Telangana okays 42% BC reservation bills

Telangana’s assembly waved through two hefty bills on 17 March 2025, jacking up Backward Classes (BC) reservations to 42% across education, government jobs, and local politics. Chief minister A Revanth Reddy’s government, riding a caste survey from February 2024 pegging BCs at 56.36% of the state’s 3.5 crore souls, pushed this through after an eight-hour debate. “It’s social justice delivered,” Reddy said, flanked by nods from BRS, BJP, AIMIM, and CPI—a rare all-party high-five in Hyderabad’s tense halls.
The nuts and bolts are stark—BCs jump from 23% to 42%, Scheduled Castes from 15% to 18%, Scheduled Tribes from 6% to 10%, smashing the Supreme Court’s 50% quota cap with a bold 70% total. Picture a Warangal student eyeing a college seat or a Medak clerk chasing a promotion—those odds just shifted. Reddy’s banking on a Delhi encore, urging PM Narendra Modi and Rahul Gandhi to back a constitutional tweak. “We’re leading a revolution,” he posted on X, a nod to his Congress poll promise from 2023’s Kamareddy Declaration.

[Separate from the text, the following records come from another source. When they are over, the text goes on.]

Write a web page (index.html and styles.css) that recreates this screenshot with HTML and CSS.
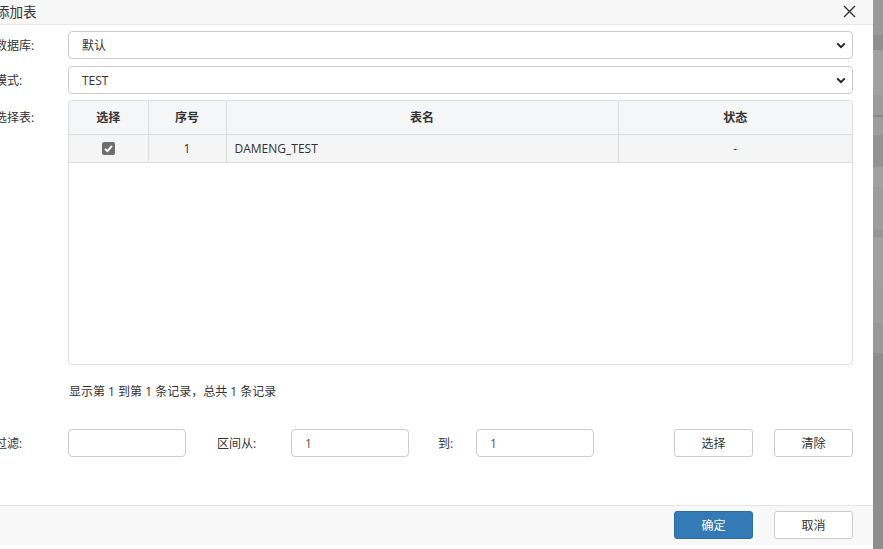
FILE: index.html
```html
<!DOCTYPE html>
<html lang="zh-CN">
<head>
<meta charset="utf-8">
<title>添加表</title>
<link rel="stylesheet" href="styles.css">
</head>
<body>
<div class="page">
  <div class="dialog">
    <div class="dlg-header">
      <span class="dlg-title">添加表</span>
      <svg class="close" width="13" height="13" viewBox="0 0 13 13"><path d="M1 1L12 12M12 1L1 12" stroke="#333" stroke-width="1.4" fill="none"/></svg>
    </div>
    <div class="dlg-body">
      <div class="form-row">
        <label class="lbl">数据库:</label>
        <div class="select"><span>默认</span><svg class="chev" width="10" height="7" viewBox="0 0 10 7"><path d="M1.2 1.4L5 5.2L8.8 1.4" stroke="#222" stroke-width="2" fill="none"/></svg></div>
      </div>
      <div class="form-row">
        <label class="lbl">模式:</label>
        <div class="select"><span>TEST</span><svg class="chev" width="10" height="7" viewBox="0 0 10 7"><path d="M1.2 1.4L5 5.2L8.8 1.4" stroke="#222" stroke-width="2" fill="none"/></svg></div>
      </div>
      <div class="form-row top">
        <label class="lbl lbl-top">选择表:</label>
        <div class="table-wrap">
          <table class="grid">
            <colgroup><col class="c1"><col class="c2"><col class="c3"><col class="c4"></colgroup>
            <thead>
              <tr><th>选择</th><th>序号</th><th>表名</th><th>状态</th></tr>
            </thead>
            <tbody>
              <tr class="sel">
                <td class="center"><svg class="cb" width="13" height="13" viewBox="0 0 13 13"><rect x="0" y="0" width="13" height="13" rx="2" fill="#6e6e6e"/><path d="M3 6.8L5.4 9.1L10 3.9" stroke="#fff" stroke-width="1.8" fill="none"/></svg></td>
                <td class="center">1</td>
                <td class="left">DAMENG_TEST</td>
                <td class="center">-</td>
              </tr>
            </tbody>
          </table>
        </div>
      </div>
      <div class="info-row">
        <span class="info">显示第 1 到第 1 条记录，总共 1 条记录</span>
      </div>
      <div class="filter-row">
        <label class="lbl">过滤:</label>
        <div class="input"></div>
        <label class="lbl-range">区间从:</label>
        <div class="input"><span>1</span></div>
        <label class="lbl-to">到:</label>
        <div class="input"><span>1</span></div>
        <div class="btns">
          <button class="btn">选择</button>
          <button class="btn">清除</button>
        </div>
      </div>
    </div>
    <div class="dlg-footer">
      <button class="btn primary">确定</button>
      <button class="btn">取消</button>
    </div>
  </div>
  <div class="backdrop"></div>
</div>
</body>
</html>
```
FILE: styles.css
```css
* { box-sizing: border-box; }
html, body { margin: 0; padding: 0; background: #fff; }
body {
  font-family: "Open Sans", "Noto Sans CJK SC", sans-serif;
  font-size: 12px;
  color: #333;
  overflow: hidden;
  width: 883px;
  height: 549px;
}
.page {
  display: flex;
  height: 549px;
}
.dialog {
  width: 893px;
  margin-left: -20px;
  height: 545px;
  background: #fff;
  display: flex;
  flex-direction: column;
  border-bottom-right-radius: 4px;
  overflow: hidden;
  flex: none;
}
.dlg-header {
  height: 25px;
  background: #f7f7f7;
  border-bottom: 1px solid #e8e8e8;
  display: flex;
  align-items: center;
  padding-left: 16px;
  padding-right: 17px;
}
.dlg-title {
  font-size: 13.5px;
  color: #333;
  flex: 1;
  line-height: 24px;
}
.close { display: block; margin-top: -1px; }
.dlg-body {
  flex: 1;
  padding: 6px 20px 0 15px;
  display: flex;
  flex-direction: column;
}
.form-row {
  display: flex;
  align-items: center;
  margin-bottom: 7px;
}
.form-row.top { align-items: flex-start; margin-bottom: 0; }
.lbl {
  width: 73px;
  flex: none;
  color: #333;
  white-space: nowrap;
}
.lbl-top { padding-top: 7px; }
.select {
  flex: 1;
  height: 28px;
  border: 1px solid #ccc;
  border-radius: 4px;
  display: flex;
  align-items: center;
  padding: 0 6px 0 13px;
  color: #333;
  background: #fff;
}
.select span { flex: 1; }
.chev { display: block; }
.table-wrap {
  flex: 1;
  height: 265px;
  border: 1px solid #ddd;
  border-radius: 4px;
  overflow: hidden;
  margin-top: -1px;
}
.grid {
  width: 100%;
  border-collapse: collapse;
  table-layout: fixed;
}
.c1 { width: 79px; }
.c2 { width: 78px; }
.c3 { width: 392px; }
.grid th {
  height: 33px;
  background: #f5f6f8;
  font-weight: 600;
  color: #333;
  border-bottom: 1px solid #ddd;
  border-left: 1px solid #ddd;
  text-align: center;
  padding: 0;
}
.grid th:first-child, .grid td:first-child { border-left: none; }
.grid td {
  height: 28px;
  border-bottom: 1px solid #ddd;
  border-left: 1px solid #ddd;
  padding: 0;
}
.grid tr.sel td { background: #f5f5f5; }
.center { text-align: center; }
.left { padding-left: 8px !important; }
.cb { display: inline-block; vertical-align: middle; margin-top: -2px; }
.info-row {
  padding-left: 74px;
  height: 64px;
  padding-top: 17px;
}
.info { color: #333; }
.filter-row {
  display: flex;
  align-items: center;
  height: 28px;
}
.input {
  width: 118px;
  height: 28px;
  border: 1px solid #ccc;
  border-radius: 4px;
  display: flex;
  align-items: center;
  padding-left: 13px;
  color: #555;
  flex: none;
}
.lbl-range { width: 74px; margin-left: 31px; flex: none; }
.lbl-to { width: 38px; margin-left: 29px; flex: none; }
.btns {
  margin-left: auto;
  display: flex;
  gap: 21px;
}
.btn {
  width: 79px;
  height: 28px;
  border: 1px solid #ccc;
  border-radius: 3px;
  background: #fff;
  color: #333;
  font-family: "Open Sans", "Noto Sans CJK SC", sans-serif;
  font-size: 12px;
  padding: 0;
}
.btn.primary {
  background: #337ab7;
  border-color: #2e6da4;
  color: #fff;
}
.dlg-footer {
  height: 40px;
  border-top: 1px solid #e5e5e5;
  background: #f9f8f8;
  display: flex;
  justify-content: flex-end;
  gap: 21px;
  padding: 5px 20px 0 0;
}
.backdrop {
  flex: 1;
  height: 549px;
  background: linear-gradient(to bottom,
    #999 0, #999 35px,
    #8f8f8f 35px, #8f8f8f 50px,
    #a1a1a1 50px, #a1a1a1 95px,
    #9b9b9b 95px, #9b9b9b 115px,
    #8a8a8a 115px, #8a8a8a 117px,
    #9d9d9d 117px, #9d9d9d 135px,
    #939393 135px, #939393 167px,
    #a1a1a1 167px, #a1a1a1 187px,
    #9d9d9d 187px, #9d9d9d 230px,
    #959595 230px, #959595 237px,
    #a0a0a0 237px, #a0a0a0 287px,
    #9e9e9e 287px, #9e9e9e 323px,
    #999 323px, #999 353px,
    #8e8e8e 353px, #8e8e8e 549px);
}
```
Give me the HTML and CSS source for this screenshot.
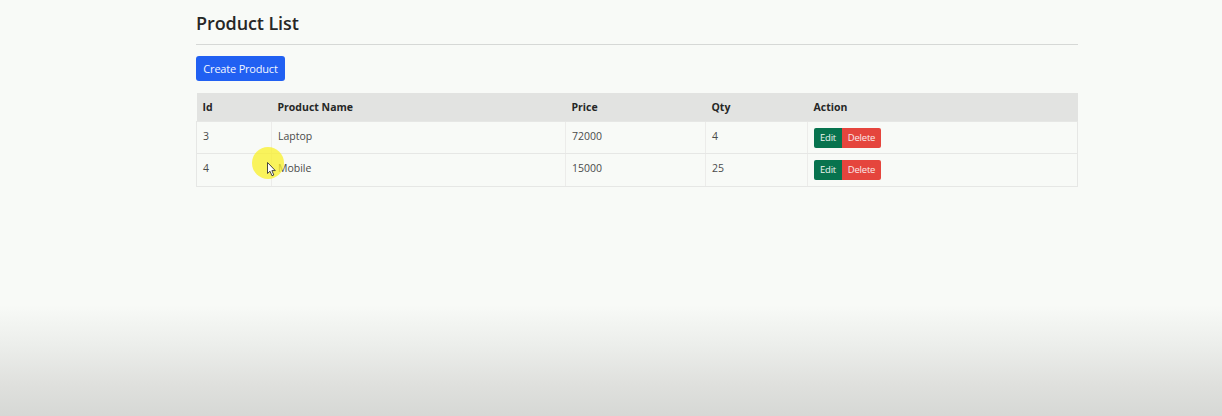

It’s not all cheers—legal shadows loom. The 1992 Indra Sawhney ruling caps quotas, and Bihar’s 65% hike got axed by Patna’s High Court last June. Telangana’s caste census, a first for India, stirred the pot—56.36% BCs, 1.9 crore strong—yet BRS’s K Kavitha sniped at the numbers, wanting more. A Nizamabad teacher might feel the lift, but the bill’s fate hinges on Parliament’s green light. This is Reddy’s gamble paying off, for now, with the state’s pulse beating louder.